No início da década de 1980, o então governador José Augusto Amaral de Souza visitou o Japão e viu a biotecnologia em ação. Na volta da viagem, acionou o professor e o estimulou a escrever um projeto. Foi assim que Marques concebeu a ideia do Centro de Biotecnologia do Estado do Rio Grande do Sul, articulando um convênio entre a UFRGS, a Fundação de Amparo à Pesquisa (Fapergs), a Financiadora de Estudos e Projetos (Finep), o Banco de Desenvolvimento do Estado do Rio Grande do Sul (Badesul) e o Governo do Estado do RS. Em julho de 1982, o Centro iniciou as atividades em área cedida no bairro Menino Deus pelo Instituto de Pesquisas Agropecuárias (Ipagro) – mais tarde denominado Fundação Estadual de Pesquisa Agropecuária (Fepagro) –, no mesmo terreno da Secretaria de Agricultura do Estado.

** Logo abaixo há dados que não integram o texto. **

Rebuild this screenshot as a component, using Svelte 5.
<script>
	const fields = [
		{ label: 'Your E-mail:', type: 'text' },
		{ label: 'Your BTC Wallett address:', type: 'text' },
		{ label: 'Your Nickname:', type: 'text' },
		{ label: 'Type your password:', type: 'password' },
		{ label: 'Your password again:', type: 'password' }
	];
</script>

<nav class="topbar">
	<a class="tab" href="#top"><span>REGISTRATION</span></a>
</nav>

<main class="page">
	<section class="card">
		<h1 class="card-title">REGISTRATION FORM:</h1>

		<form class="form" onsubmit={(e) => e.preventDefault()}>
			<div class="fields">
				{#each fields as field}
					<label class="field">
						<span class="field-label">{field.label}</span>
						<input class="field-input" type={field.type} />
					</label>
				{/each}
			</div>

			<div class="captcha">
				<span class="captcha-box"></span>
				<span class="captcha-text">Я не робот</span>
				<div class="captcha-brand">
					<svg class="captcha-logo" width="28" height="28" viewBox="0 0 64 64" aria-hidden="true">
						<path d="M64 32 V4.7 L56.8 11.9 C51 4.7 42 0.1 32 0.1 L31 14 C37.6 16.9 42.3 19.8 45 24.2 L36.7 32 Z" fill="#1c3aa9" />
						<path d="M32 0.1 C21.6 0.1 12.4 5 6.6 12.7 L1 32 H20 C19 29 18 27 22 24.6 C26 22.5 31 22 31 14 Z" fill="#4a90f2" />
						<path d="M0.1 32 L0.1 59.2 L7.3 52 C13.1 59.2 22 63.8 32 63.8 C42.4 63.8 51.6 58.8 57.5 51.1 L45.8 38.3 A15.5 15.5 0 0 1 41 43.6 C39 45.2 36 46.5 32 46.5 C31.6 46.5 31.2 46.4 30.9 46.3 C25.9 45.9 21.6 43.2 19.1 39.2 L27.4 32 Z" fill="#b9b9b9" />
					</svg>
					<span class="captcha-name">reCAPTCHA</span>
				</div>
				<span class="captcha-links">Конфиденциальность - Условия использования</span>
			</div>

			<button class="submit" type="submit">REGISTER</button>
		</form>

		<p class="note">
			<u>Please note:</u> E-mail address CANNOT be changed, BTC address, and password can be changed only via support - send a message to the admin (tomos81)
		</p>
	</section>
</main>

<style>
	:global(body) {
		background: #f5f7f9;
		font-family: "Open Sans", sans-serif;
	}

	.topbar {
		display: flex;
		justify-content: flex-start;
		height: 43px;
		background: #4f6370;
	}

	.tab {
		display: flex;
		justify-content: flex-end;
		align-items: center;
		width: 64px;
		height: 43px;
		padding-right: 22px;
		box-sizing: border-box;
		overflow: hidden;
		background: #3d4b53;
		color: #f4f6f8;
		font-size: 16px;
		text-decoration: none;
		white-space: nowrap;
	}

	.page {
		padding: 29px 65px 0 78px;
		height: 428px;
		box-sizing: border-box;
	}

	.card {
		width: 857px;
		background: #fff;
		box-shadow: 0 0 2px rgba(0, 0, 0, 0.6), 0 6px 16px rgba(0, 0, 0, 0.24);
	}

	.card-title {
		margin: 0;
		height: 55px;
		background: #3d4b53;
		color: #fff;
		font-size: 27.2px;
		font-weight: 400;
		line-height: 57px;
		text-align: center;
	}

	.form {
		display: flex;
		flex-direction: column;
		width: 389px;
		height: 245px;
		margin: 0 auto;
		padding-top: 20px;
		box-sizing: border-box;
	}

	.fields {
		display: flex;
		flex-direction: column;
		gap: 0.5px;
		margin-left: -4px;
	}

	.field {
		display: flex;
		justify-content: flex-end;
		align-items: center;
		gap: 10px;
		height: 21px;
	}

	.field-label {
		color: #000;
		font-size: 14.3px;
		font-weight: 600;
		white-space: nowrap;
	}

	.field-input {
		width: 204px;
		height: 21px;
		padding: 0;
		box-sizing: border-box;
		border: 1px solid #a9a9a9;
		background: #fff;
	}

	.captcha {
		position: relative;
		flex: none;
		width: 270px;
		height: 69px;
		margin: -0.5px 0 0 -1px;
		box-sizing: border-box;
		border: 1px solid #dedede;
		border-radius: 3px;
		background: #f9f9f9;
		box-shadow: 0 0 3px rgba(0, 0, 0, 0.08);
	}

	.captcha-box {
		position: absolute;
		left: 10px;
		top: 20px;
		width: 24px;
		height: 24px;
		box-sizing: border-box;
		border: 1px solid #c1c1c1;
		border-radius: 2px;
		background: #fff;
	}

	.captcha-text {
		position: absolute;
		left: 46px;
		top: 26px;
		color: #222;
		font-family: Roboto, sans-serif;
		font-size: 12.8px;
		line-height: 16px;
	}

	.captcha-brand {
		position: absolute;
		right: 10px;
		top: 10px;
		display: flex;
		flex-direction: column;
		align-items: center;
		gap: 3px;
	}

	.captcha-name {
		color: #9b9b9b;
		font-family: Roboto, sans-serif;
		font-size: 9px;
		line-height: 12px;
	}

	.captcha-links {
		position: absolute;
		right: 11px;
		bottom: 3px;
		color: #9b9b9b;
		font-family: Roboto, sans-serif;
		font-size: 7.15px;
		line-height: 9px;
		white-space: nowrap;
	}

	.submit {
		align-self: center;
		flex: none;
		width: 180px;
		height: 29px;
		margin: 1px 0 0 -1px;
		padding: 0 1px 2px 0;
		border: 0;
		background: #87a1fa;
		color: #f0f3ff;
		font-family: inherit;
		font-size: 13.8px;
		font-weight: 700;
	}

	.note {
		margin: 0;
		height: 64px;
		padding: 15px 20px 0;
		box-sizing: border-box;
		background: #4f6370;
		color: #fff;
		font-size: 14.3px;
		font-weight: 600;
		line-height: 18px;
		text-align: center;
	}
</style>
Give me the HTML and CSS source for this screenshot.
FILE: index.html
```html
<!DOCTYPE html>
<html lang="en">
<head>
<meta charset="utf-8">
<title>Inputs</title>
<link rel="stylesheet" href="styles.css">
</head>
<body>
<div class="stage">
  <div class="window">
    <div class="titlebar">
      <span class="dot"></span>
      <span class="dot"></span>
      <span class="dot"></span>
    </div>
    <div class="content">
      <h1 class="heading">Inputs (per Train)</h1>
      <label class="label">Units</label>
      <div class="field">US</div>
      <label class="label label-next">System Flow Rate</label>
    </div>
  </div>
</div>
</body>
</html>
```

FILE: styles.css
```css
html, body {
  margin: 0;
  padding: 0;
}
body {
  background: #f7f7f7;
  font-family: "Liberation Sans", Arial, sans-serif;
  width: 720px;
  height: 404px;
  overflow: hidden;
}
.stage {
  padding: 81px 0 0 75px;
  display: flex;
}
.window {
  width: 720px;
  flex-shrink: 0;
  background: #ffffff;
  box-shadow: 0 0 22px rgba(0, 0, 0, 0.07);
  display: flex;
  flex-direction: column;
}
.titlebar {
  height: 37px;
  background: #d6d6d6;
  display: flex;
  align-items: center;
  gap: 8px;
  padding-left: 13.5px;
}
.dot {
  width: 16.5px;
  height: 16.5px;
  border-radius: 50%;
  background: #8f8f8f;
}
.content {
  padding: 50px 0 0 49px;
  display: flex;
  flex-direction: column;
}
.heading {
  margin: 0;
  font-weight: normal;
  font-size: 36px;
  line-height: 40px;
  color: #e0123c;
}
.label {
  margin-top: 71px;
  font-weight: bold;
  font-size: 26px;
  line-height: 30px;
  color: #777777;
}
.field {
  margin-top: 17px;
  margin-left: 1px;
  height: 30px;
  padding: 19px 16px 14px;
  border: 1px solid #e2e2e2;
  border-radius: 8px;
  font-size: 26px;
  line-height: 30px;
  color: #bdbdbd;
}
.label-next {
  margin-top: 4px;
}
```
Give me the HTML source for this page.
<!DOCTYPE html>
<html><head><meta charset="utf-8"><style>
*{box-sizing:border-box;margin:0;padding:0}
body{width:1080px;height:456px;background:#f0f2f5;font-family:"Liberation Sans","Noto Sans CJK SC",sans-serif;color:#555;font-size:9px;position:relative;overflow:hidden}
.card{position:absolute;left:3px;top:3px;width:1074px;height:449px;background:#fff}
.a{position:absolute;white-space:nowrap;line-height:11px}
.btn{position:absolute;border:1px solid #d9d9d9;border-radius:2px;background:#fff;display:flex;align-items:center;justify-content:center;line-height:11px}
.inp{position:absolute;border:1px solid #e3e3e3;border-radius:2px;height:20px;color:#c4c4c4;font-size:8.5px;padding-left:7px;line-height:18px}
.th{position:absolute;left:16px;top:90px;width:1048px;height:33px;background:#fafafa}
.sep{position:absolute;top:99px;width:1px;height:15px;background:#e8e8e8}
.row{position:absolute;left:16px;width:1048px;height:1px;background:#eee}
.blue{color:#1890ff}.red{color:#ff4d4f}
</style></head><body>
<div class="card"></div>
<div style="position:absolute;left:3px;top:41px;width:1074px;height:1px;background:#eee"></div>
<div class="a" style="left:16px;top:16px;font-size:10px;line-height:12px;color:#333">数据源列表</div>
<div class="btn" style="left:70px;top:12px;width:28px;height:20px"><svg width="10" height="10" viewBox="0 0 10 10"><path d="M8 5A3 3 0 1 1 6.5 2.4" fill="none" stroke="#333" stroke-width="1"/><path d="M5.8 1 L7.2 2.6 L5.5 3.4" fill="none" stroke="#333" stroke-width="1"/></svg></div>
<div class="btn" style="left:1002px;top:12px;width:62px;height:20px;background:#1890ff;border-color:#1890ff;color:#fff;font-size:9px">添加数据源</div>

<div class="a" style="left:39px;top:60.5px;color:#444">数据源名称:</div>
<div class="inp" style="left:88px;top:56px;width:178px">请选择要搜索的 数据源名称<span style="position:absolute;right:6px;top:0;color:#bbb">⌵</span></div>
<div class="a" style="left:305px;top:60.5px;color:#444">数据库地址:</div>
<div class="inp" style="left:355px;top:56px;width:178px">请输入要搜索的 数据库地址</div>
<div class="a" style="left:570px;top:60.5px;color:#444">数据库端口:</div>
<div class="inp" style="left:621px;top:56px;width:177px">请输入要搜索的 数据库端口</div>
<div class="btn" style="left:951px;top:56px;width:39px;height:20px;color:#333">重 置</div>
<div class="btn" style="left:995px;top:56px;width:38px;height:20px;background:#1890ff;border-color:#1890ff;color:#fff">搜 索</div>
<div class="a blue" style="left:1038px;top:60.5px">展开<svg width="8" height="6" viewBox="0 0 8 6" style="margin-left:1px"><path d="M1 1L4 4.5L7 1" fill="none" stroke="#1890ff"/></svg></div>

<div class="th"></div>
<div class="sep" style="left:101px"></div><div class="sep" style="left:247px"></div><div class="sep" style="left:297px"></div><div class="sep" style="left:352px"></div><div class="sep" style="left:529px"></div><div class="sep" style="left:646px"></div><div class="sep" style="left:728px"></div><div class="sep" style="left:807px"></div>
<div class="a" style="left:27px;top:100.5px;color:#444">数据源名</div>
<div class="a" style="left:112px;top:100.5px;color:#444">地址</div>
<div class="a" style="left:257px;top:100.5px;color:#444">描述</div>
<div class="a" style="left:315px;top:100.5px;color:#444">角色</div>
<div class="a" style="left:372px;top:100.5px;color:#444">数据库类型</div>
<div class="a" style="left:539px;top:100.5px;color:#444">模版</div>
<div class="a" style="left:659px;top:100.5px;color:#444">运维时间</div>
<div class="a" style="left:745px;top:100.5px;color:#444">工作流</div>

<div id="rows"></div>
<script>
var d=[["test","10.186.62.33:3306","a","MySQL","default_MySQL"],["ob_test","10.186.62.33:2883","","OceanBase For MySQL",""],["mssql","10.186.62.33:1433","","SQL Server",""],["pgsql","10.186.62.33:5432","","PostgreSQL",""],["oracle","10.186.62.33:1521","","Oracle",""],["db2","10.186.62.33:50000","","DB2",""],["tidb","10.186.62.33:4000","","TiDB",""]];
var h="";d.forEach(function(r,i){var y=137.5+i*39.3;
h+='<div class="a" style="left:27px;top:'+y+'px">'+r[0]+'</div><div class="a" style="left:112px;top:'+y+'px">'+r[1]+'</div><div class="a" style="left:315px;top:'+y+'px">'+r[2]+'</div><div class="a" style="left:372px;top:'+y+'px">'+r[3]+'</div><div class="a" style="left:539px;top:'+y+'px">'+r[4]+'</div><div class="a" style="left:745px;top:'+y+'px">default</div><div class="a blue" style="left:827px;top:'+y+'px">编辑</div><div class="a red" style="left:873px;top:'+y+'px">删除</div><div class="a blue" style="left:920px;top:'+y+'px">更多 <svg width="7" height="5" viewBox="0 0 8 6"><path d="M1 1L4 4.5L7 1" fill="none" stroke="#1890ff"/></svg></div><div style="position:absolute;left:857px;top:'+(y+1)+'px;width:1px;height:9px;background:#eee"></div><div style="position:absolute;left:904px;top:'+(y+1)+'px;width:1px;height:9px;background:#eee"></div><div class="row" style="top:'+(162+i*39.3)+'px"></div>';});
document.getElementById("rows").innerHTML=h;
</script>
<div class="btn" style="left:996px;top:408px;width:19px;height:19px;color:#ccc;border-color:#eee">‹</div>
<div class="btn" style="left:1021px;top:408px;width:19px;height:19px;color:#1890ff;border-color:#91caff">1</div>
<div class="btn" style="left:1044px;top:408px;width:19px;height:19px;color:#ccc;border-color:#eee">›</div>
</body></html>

Era um Centro com características próprias, multidiverso, que contava com a participação do poder público e da Universidade. Posteriormente, a iniciativa foi assimilada pela Universidade e rebatizada de Centro de Biotecnologia da UFRGS (CBiot), tendo como sede o Campus do Vale. 


Ao longo da vida acadêmica, Marques publicou centenas de artigos em revistas de circulação internacional, publicações de divulgação científica, livros e capítulos de obras e resumos em anais de congressos. Recebeu várias honrarias e prêmios, entre eles uma medalha por serviços prestados, na ocasião dos 30 anos do Conselho Nacional de Desenvolvimento Científico e Tecnológico (CNPq).


Começou a namorar ainda na faculdade com a colega Helenita Jung Sperb, chegando a ser seu professor. Já casados, e com a chegada dos filhos, Edmundo Júlio, Maria Angélica e Luís Felipe, ela passou a se dedicar aos cuidados dos três. Hoje, o casal tem nove netos.